Kendari, 16 Agustus 2025 — Badan Eksekutif Mahasiswa (BEM) Fakultas Hukum Universitas Halu Oleo (UHO) melontarkan kecaman keras terhadap berlarut-larutnya persoalan insentif tenaga medis di RSUD Muna yang dinilai tidak hanya melanggar aturan administrasi, tetapi juga masuk ranah pelanggaran hukum, hak tenaga kerja, dan hak konstitusional masyarakat.
Ketua BEM Fakultas Hukum UHO, La Ode Muhamad Barton, mengungkapkan penundaan pembayaran insentif selama delapan bulan—mulai Oktober 2024 hingga April 2025—tanpa kejelasan dan transparansi, melanggar Pasal 3 UU No. 30 Tahun 2014 tentang Administrasi Pemerintahan.
Selain itu, Barton menyoroti pemotongan sepihak insentif dokter spesialis dari Rp30 juta menjadi Rp20 juta tanpa persetujuan tertulis, yang menurutnya melanggar Pasal 1338 KUH Perdata tentang asas pacta sunt servanda.
“Alasan keterbatasan anggaran tidak bisa dijadikan dasar untuk mengingkari kewajiban yang telah disepakati. Mengabaikan masalah ini adalah bentuk kelalaian sekaligus pengkhianatan terhadap amanat konstitusi,” tegas Barton, Jumat (16/8/2025).

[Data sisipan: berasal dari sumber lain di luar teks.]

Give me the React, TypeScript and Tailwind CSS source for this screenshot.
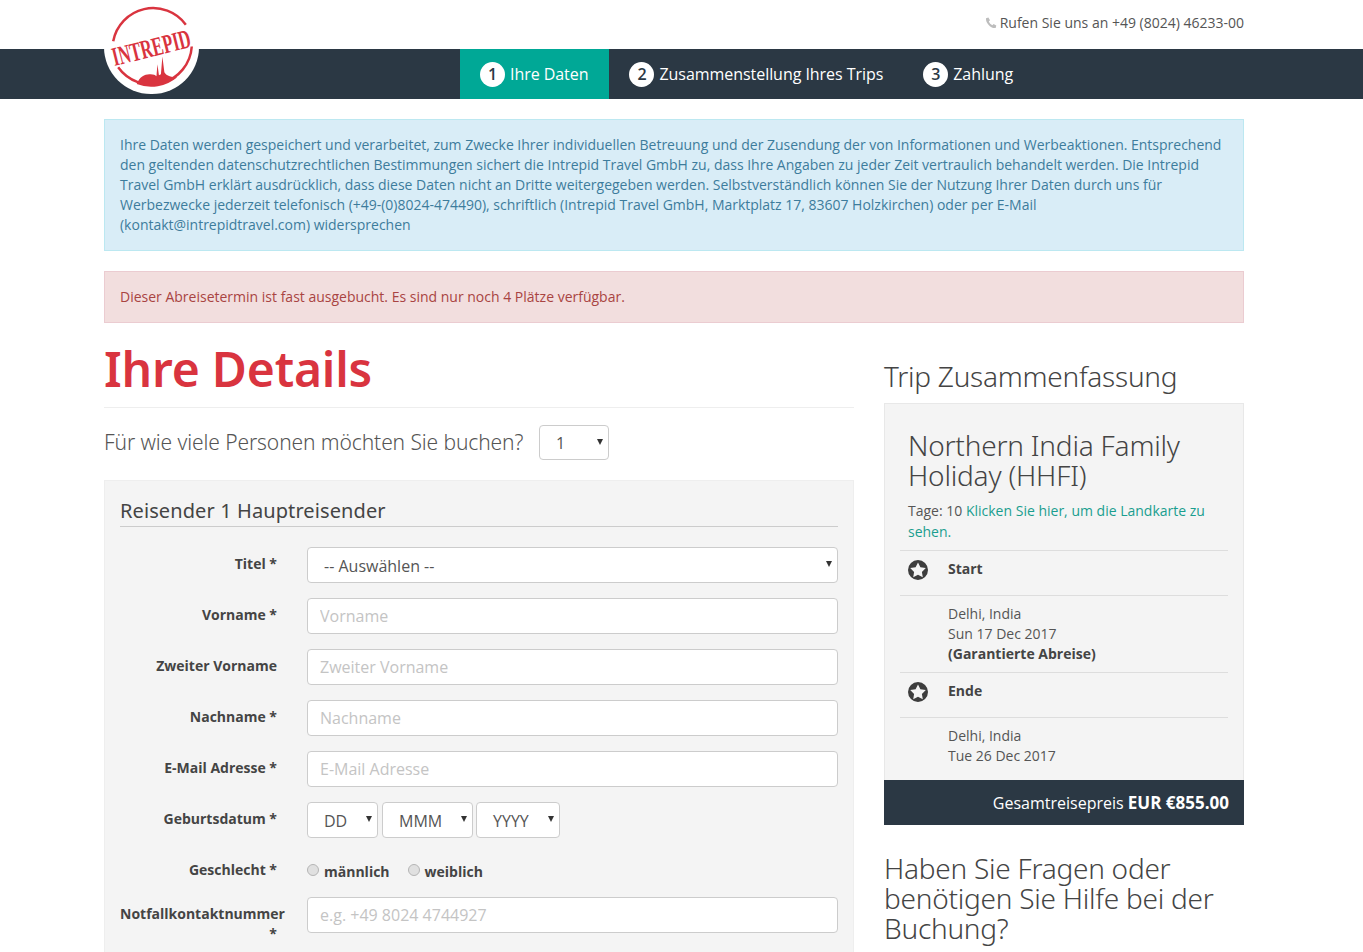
import React from "react";

const sans = "font-['Open_Sans','Noto_Sans',sans-serif]";
const head = "font-['Noto_Sans','Open_Sans',sans-serif]";

function Logo() {
  return (
    <div className="absolute left-0 top-0 w-[95px] h-[94px] rounded-full bg-white z-10">
      <svg viewBox="0 0 96 95" className="w-full h-full">
        <path d="M9.3 41.7 A41 41 0 0 1 82.7 25" fill="none" stroke="#d9343f" strokeWidth="2.5" />
        <path d="M14.3 68 A41 41 0 0 0 88.7 47" fill="none" stroke="#d9343f" strokeWidth="2.5" />
        <path d="M33 85 C36 77 42 74.5 47 75 C50 75 52 76 53 77 L54 65 L55.5 76 L57.5 75 L59 57 L61 73 C63 77 69 78 74 78 A41 41 0 0 1 33 85 Z" fill="#d9343f" />
        <text x="50" y="57" textAnchor="middle" transform="rotate(-14 50 57)" fontFamily="'Liberation Serif', serif" fontSize="27" textLength="81" lengthAdjust="spacingAndGlyphs" fill="#d9343f" fontWeight="700">INTREPID</text>
      </svg>
    </div>
  );
}

function Step({ n, label, active }: { n: string; label: string; active?: boolean }) {
  return (
    <div className={`h-full flex items-center pl-[20px] gap-[5px] text-[16px] tracking-[-0.05px] text-white ${active ? "bg-[#00a896] pr-[21px]" : "pr-[20px]"}`}>
      <span className="w-[25px] h-[25px] rounded-full bg-white text-[#2b3844] flex items-center justify-center font-semibold text-[16px]">{n}</span>
      <span>{label}</span>
    </div>
  );
}

function Sel({ children, w, cls = "" }: { children: React.ReactNode; w: string; cls?: string }) {
  return (
    <div className={`relative h-[36px] bg-white border border-[#ccc] rounded-[4px] flex items-center pl-[16px] pt-[1px] text-[16px] text-[#555] ${w} ${cls}`}>
      {children}
      <span className="absolute right-[5px] top-[13px] w-0 h-0 border-l-[3px] border-r-[3px] border-t-[6px] border-l-transparent border-r-transparent border-t-[#333]" />
    </div>
  );
}

function Input({ ph }: { ph: string }) {
  return (
    <input
      readOnly
      placeholder={ph}
      className="w-[531px] h-[36px] bg-white border border-[#ccc] rounded-[4px] px-[12px] text-[16px] placeholder:text-[#c4c4c4] outline-none"
    />
  );
}

function Row({ label, children, cls = "h-[36px]" }: { label: React.ReactNode; children: React.ReactNode; cls?: string }) {
  return (
    <div className={`flex items-start mb-[15px] ${cls}`}>
      <label className="w-[157px] mr-[30px] text-right font-bold text-[14px] leading-[20px] pt-[7px] text-[#444] shrink-0">{label}</label>
      {children}
    </div>
  );
}

function Radio({ label }: { label: string }) {
  return (
    <span className="flex items-start">
      <span className="mt-[2px] w-[12px] h-[12px] rounded-full border border-[#b5b5b5] bg-[#e0e0e0] mr-[5px]" />
      <span className="font-bold text-[14px] leading-[20px] text-[#444]">{label}</span>
    </span>
  );
}

function Star() {
  return (
    <svg viewBox="0 0 20 20" className="w-[20px] h-[20px]">
      <path
        fillRule="evenodd"
        fill="#3d3d3d"
        d="M10 0a10 10 0 1 0 0 20a10 10 0 0 0 0-20Zm0 2.4l2.4 4.9l5.4.8l-3.9 3.8l.9 5.3l-4.8-2.5l-4.8 2.5l.9-5.3l-3.9-3.8l5.4-.8Z"
      />
    </svg>
  );
}

function Stop({ label, children }: { label: string; children: React.ReactNode }) {
  return (
    <>
      <div className="border-t border-[#ddd] h-[45px] flex items-start">
        <div className="w-[48px] pl-[8px] pt-[9px] shrink-0"><Star /></div>
        <div className="font-bold text-[14px] leading-[20px] pt-[8px] text-[#444]">{label}</div>
      </div>
      <div className="border-t border-[#ddd] pl-[48px] pt-[8px] text-[14px] leading-[20px] text-[#555] pb-[8px]">{children}</div>
    </>
  );
}

export default function App() {
  return (
    <div className={`h-[952px] overflow-hidden bg-white text-[14px] ${sans}`}>
      <div className="h-[49px] bg-white">
        <div className="w-[1140px] ml-[104px] relative h-full flex justify-end items-start pt-[13px]">
          <Logo />
          <span className="flex items-center text-[14px] leading-[20px] text-[#555]">
            <svg viewBox="0 0 12 12" className="w-[12px] h-[12px] mr-[3px]">
              <path d="M1 1.2 L3.4 .6 L5 3.3 L3.8 4.5 C4.4 6 5.8 7.5 7.4 8.2 L8.6 7 L11.3 8.6 L10.7 11 C6 11.8 .4 6 1 1.2 Z" fill="#bdbdbd" />
            </svg>
            Rufen Sie uns an +49 (8024) 46233-00
          </span>
        </div>
      </div>
      <div className="h-[50px] bg-[#2b3844]">
        <div className="w-[1140px] ml-[104px] h-full pl-[356px] flex">
          <Step n="1" label="Ihre Daten" active />
          <Step n="2" label="Zusammenstellung Ihres Trips" />
          <Step n="3" label="Zahlung" />
        </div>
      </div>
      <div className="w-[1140px] ml-[104px] pt-[20px]">
        <div className="mb-[20px] border border-[#bce8f1] bg-[#d9edf7] text-[#3d7c9c] px-[15px] py-[15px] text-[14px] tracking-[-0.01px] leading-[20px]">
          Ihre Daten werden gespeichert und verarbeitet, zum Zwecke Ihrer individuellen Betreuung und der Zusendung der von Informationen und Werbeaktionen. Entsprechend den geltenden datenschutzrechtlichen Bestimmungen sichert die Intrepid Travel GmbH zu, dass Ihre Angaben zu jeder Zeit vertraulich behandelt werden. Die Intrepid Travel GmbH erklärt ausdrücklich, dass diese Daten nicht an Dritte weitergegeben werden. Selbstverständlich können Sie der Nutzung Ihrer Daten durch uns für Werbezwecke jederzeit telefonisch (+49-(0)8024-474490), schriftlich (Intrepid Travel GmbH, Marktplatz 17, 83607 Holzkirchen) oder per E-Mail (kontakt@intrepidtravel.com) widersprechen
        </div>
        <div className="border border-[#ebccd1] bg-[#f2dede] text-[#a94442] px-[15px] py-[15px] text-[14px] leading-[20px]">
          Dieser Abreisetermin ist fast ausgebucht. Es sind nur noch 4 Plätze verfügbar.
        </div>
        <div className="flex justify-between mt-[20px]">
          <div className="w-[750px]">
            <h1 className={`text-[48px] leading-[52px] font-semibold tracking-[-0.2px] text-[#d9343f] pb-[12px] border-b border-[#eee] ${head}`}>Ihre Details</h1>
            <div className="flex items-center mt-[17px] mb-[20px]">
              <span className={`w-[420px] whitespace-nowrap text-[21px] leading-[35px] tracking-[-0.1px] font-light text-[#555] mr-[15px] ${head}`}>Für wie viele Personen möchten Sie buchen?</span>
              <Sel w="w-[70px]" cls="!h-[35px]">1</Sel>
            </div>
            <div className="bg-[#f4f4f4] border border-[#eee] pt-[15px] px-[15px] h-[600px]">
              <h3 className={`text-[20px] leading-[30px] tracking-[0.1px] text-[#444] border-b border-[#ccc] mb-[20px] ${head}`}>Reisender 1 Hauptreisender</h3>
              <Row label="Titel *"><Sel w="w-[531px]">-- Auswählen --</Sel></Row>
              <Row label="Vorname *"><Input ph="Vorname" /></Row>
              <Row label="Zweiter Vorname"><Input ph="Zweiter Vorname" /></Row>
              <Row label="Nachname *"><Input ph="Nachname" /></Row>
              <Row label="E-Mail Adresse *"><Input ph="E-Mail Adresse" /></Row>
              <Row label="Geburtsdatum *">
                <div className="flex">
                  <Sel w="w-[71px]">DD</Sel>
                  <Sel w="w-[91px]" cls="ml-[4px]">MMM</Sel>
                  <Sel w="w-[84px]" cls="ml-[3px]">YYYY</Sel>
                </div>
              </Row>
              <Row label="Geschlecht *" cls="h-[29px]">
                <div className="flex gap-[18px] pt-[9px]">
                  <Radio label="männlich" />
                  <Radio label="weiblich" />
                </div>
              </Row>
              <Row label={<>Notfallkontaktnummer *</>}><Input ph="e.g. +49 8024 4744927" /></Row>
            </div>
          </div>
          <div className="w-[360px] pt-[13px]">
            <h2 className={`text-[28px] leading-[40px] tracking-[-0.25px] font-light text-[#444] mb-[7px] ${head}`}>Trip Zusammenfassung</h2>
            <div className="bg-[#f4f4f4] border border-[#e8e8e8]">
              <div className="px-[15px] pt-[26px]">
                <h3 className={`pl-[8px] pr-[9px] text-[28px] leading-[30px] tracking-[-0.2px] font-light text-[#444] ${head}`}>Northern India Family Holiday (HHFI)</h3>
                <p className="px-[8px] mt-[10px] mb-[8px] text-[14px] leading-[21px] text-[#555]">
                  Tage: 10 <span className="text-[#1a9e8f]">Klicken Sie hier, um die Landkarte zu sehen.</span>
                </p>
                <Stop label="Start">Delhi, India<br />Sun 17 Dec 2017<br /><b className="text-[#444]">(Garantierte Abreise)</b></Stop>
                <Stop label="Ende">Delhi, India<br />Tue 26 Dec 2017</Stop>
              </div>
              <div className="h-[45px] -mx-[1px] -mb-[1px] bg-[#2b3844] text-white flex items-center justify-end pr-[15px] text-[16px] mt-[6px]">
                Gesamtreisepreis&nbsp;<b className="text-[17px]">EUR €855.00</b>
              </div>
            </div>
            <h2 className={`mt-[28px] text-[28px] leading-[30px] tracking-[-0.25px] font-light text-[#444] ${head}`}>Haben Sie Fragen oder benötigen Sie Hilfe bei der Buchung?</h2>
          </div>
        </div>
      </div>
    </div>
  );
}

Ia juga menilai dampak mogok kerja yang membuat pelayanan di berbagai poliklinik terhenti hingga pasien terbengkalai, telah melanggar Pasal 28H ayat (1) UUD 1945 yang menjamin hak masyarakat atas layanan kesehatan. Minimnya transparansi dalam pengelolaan dana insentif dari APBD melalui BLUD RSUD Muna disebutnya bertentangan dengan UU No. 14 Tahun 2008 tentang Keterbukaan Informasi Publik.
BEM Fakultas Hukum UHO mendesak pemerintah daerah, manajemen RSUD Muna, dan DPRD setempat segera:
Membayarkan seluruh tunggakan insentif sesuai kesepakatan awal tanpa pemotongan.

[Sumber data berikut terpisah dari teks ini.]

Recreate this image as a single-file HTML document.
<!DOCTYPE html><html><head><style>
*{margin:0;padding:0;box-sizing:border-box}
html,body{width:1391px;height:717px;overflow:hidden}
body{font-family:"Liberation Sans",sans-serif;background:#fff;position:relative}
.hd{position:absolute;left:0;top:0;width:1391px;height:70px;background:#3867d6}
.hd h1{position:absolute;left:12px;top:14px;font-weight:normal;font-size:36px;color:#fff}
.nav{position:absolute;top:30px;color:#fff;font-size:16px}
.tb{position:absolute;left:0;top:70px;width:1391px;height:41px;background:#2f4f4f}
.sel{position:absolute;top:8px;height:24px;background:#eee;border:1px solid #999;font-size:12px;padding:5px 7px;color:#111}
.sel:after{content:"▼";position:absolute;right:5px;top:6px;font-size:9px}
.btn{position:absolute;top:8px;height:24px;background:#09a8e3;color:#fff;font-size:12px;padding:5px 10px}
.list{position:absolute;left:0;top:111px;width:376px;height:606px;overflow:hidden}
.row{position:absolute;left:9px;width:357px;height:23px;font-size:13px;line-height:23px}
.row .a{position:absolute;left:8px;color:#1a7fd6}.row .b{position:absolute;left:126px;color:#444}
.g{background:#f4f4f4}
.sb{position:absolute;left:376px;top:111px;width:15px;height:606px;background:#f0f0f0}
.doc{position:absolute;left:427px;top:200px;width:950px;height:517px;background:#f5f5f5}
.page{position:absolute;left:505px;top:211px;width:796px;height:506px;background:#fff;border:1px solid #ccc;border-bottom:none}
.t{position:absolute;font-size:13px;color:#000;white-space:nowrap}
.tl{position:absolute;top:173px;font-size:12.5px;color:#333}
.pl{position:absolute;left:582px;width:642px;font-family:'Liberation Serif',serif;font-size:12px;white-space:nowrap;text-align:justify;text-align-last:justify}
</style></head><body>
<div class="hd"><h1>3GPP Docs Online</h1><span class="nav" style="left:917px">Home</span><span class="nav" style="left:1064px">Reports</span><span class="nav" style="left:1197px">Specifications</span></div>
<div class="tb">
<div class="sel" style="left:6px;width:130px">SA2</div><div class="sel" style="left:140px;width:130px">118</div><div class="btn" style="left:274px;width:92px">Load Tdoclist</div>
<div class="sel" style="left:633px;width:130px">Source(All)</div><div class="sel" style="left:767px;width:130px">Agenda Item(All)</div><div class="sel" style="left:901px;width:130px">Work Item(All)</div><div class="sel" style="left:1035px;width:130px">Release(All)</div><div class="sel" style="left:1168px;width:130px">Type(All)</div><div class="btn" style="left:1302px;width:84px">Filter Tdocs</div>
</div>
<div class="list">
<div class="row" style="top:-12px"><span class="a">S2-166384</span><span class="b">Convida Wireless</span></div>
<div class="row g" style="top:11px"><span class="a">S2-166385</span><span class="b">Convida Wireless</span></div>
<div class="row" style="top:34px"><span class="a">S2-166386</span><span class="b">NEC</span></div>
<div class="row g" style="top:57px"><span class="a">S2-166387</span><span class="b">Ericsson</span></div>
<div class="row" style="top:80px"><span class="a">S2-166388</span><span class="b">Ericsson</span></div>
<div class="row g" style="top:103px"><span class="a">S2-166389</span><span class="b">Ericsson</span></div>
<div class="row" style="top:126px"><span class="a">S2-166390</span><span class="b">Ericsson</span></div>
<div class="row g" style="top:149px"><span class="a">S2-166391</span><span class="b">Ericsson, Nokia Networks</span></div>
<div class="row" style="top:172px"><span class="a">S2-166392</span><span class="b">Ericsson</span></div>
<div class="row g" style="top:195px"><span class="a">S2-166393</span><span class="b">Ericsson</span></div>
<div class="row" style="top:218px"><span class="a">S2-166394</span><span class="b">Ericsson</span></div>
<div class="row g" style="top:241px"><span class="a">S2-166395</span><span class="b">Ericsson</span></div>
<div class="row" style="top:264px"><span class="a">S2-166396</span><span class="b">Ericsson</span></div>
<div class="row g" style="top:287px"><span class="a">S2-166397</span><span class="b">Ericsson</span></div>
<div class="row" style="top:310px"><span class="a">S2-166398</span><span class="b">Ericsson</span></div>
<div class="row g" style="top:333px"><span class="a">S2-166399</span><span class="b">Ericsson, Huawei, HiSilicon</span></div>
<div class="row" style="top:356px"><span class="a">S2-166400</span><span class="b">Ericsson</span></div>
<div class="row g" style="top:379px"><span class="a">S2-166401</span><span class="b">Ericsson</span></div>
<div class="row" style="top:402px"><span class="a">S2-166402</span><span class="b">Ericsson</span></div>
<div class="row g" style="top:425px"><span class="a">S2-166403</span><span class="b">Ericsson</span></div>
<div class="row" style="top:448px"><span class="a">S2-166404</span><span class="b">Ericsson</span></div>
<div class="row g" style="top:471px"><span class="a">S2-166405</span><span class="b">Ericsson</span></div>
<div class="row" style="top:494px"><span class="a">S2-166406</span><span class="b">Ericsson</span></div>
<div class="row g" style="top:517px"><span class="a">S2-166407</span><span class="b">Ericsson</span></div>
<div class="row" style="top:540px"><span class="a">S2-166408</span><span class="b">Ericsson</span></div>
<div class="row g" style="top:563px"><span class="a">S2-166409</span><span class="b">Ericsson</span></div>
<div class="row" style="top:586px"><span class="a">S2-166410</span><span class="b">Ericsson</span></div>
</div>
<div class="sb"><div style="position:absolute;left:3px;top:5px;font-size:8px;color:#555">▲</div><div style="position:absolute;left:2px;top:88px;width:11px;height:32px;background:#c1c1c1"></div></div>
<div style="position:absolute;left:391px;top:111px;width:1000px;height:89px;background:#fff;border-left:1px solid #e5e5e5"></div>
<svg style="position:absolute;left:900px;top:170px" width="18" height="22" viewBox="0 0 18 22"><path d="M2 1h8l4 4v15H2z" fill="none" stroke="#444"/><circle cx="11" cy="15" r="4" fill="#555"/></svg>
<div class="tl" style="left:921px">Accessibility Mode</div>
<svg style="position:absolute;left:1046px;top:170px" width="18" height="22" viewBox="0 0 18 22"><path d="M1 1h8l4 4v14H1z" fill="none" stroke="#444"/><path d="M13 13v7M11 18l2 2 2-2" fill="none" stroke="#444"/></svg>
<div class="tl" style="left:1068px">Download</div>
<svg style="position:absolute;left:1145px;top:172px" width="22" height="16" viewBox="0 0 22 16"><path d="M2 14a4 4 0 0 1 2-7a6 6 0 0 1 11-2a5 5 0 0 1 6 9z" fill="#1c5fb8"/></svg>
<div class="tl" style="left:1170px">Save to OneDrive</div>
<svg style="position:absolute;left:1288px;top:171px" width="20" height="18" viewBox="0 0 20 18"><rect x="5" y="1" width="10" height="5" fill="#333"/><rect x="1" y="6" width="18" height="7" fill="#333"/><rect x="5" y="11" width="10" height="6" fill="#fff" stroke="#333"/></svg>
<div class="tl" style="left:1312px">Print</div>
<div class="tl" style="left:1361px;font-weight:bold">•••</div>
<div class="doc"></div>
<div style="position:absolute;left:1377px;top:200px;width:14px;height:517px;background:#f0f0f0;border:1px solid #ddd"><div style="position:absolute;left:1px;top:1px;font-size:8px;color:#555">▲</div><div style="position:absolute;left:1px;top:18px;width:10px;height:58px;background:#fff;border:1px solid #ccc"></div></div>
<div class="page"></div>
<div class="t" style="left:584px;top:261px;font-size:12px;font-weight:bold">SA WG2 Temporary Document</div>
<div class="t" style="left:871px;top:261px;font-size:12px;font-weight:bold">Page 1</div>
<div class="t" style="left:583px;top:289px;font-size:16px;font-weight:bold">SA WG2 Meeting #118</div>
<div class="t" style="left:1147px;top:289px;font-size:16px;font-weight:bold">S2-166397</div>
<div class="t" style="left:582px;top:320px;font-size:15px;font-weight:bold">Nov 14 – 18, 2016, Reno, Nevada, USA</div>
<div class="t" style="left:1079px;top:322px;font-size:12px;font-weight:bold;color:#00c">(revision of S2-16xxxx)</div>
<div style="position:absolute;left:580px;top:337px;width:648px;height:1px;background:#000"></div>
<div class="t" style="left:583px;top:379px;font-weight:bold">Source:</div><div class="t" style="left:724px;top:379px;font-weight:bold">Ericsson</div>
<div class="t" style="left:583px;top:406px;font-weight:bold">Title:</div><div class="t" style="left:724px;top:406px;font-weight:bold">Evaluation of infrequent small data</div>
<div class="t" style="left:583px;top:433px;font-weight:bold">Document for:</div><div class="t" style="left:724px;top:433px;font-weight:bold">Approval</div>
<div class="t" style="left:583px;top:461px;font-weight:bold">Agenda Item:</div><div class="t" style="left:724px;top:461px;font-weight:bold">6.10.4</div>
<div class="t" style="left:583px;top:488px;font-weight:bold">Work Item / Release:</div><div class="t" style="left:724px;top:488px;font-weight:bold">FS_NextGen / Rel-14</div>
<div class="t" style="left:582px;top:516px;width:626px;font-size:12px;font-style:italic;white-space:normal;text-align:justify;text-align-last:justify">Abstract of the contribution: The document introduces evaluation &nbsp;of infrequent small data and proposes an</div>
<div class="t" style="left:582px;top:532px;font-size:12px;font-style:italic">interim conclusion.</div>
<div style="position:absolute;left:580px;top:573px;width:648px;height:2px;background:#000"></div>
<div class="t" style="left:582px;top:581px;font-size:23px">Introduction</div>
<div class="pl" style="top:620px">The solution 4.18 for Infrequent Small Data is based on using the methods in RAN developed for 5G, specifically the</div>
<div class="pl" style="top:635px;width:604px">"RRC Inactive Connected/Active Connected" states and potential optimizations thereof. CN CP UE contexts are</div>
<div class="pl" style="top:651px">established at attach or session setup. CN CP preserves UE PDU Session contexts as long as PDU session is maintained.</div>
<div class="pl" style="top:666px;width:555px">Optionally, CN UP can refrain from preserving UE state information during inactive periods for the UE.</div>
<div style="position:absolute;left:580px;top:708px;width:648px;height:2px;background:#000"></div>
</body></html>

Membuka laporan keuangan secara transparan dan dapat diakses publik.
“Kesehatan masyarakat adalah hak mutlak, bukan komoditas yang bisa dinegosiasikan. Setiap nyawa yang terancam akibat kelalaian pelayanan kesehatan publik adalah bukti nyata kegagalan pemerintah,” pungkas Barton.